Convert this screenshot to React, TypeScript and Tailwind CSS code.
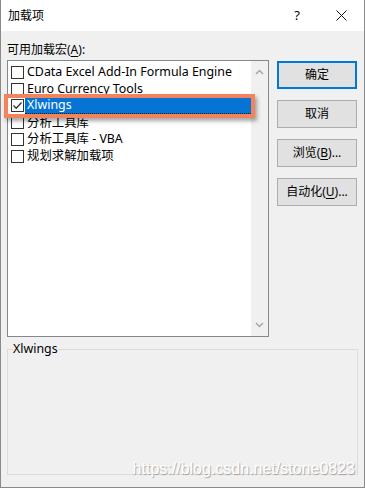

---

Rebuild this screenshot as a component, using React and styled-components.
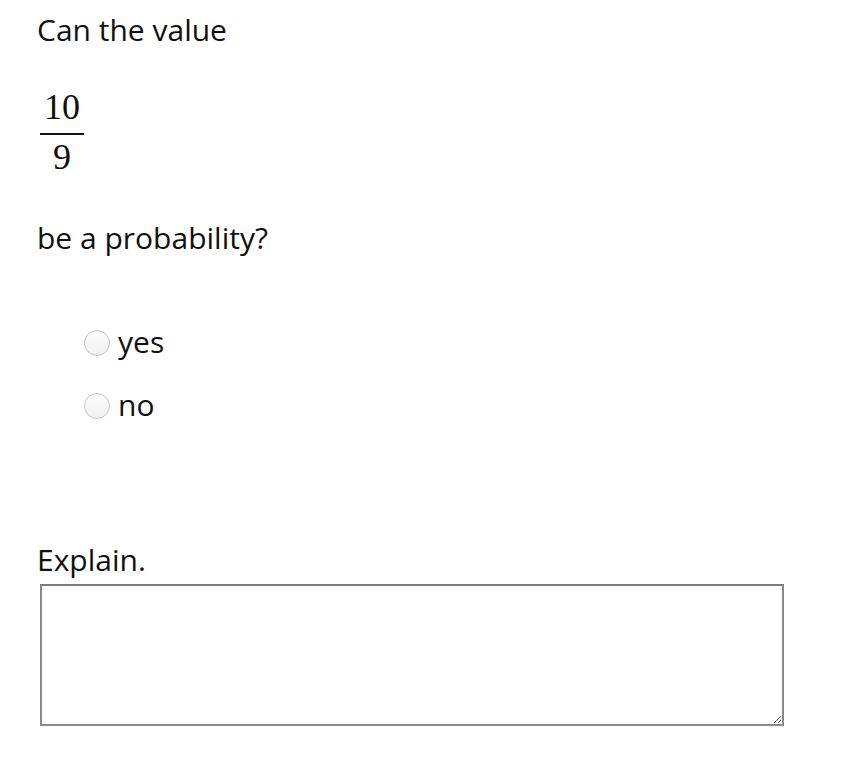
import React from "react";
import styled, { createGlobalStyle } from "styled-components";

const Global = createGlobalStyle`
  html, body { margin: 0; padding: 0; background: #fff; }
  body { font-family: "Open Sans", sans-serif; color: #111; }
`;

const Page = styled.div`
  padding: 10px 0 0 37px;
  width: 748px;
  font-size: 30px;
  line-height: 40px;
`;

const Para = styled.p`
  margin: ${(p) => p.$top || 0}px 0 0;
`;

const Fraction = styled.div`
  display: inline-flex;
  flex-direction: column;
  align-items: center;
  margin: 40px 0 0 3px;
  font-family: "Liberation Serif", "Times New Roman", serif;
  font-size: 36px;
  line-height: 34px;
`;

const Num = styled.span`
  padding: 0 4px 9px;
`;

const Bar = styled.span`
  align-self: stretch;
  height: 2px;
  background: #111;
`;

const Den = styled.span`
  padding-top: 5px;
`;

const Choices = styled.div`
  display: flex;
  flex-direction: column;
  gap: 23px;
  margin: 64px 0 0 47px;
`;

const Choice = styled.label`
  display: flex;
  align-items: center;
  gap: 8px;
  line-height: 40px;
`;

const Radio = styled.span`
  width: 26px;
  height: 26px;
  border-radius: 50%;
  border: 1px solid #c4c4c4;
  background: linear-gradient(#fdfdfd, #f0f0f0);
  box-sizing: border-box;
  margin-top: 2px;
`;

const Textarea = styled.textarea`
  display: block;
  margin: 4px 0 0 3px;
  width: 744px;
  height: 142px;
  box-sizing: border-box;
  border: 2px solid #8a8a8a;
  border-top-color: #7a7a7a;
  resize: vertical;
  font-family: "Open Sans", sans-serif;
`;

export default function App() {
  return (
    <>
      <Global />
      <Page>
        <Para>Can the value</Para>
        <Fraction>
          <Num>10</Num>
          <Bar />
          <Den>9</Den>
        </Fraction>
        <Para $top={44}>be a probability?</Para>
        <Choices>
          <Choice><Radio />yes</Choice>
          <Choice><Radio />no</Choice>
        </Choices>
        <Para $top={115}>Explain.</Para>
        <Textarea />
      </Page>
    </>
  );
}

What is asked >>
Identify the lines of the entries containing the string "React". Copy each such line.

Output of the task >>
Convert this screenshot to React, TypeScript and Tailwind CSS code.
Rebuild this screenshot as a component, using React and styled-components.
import React from "react";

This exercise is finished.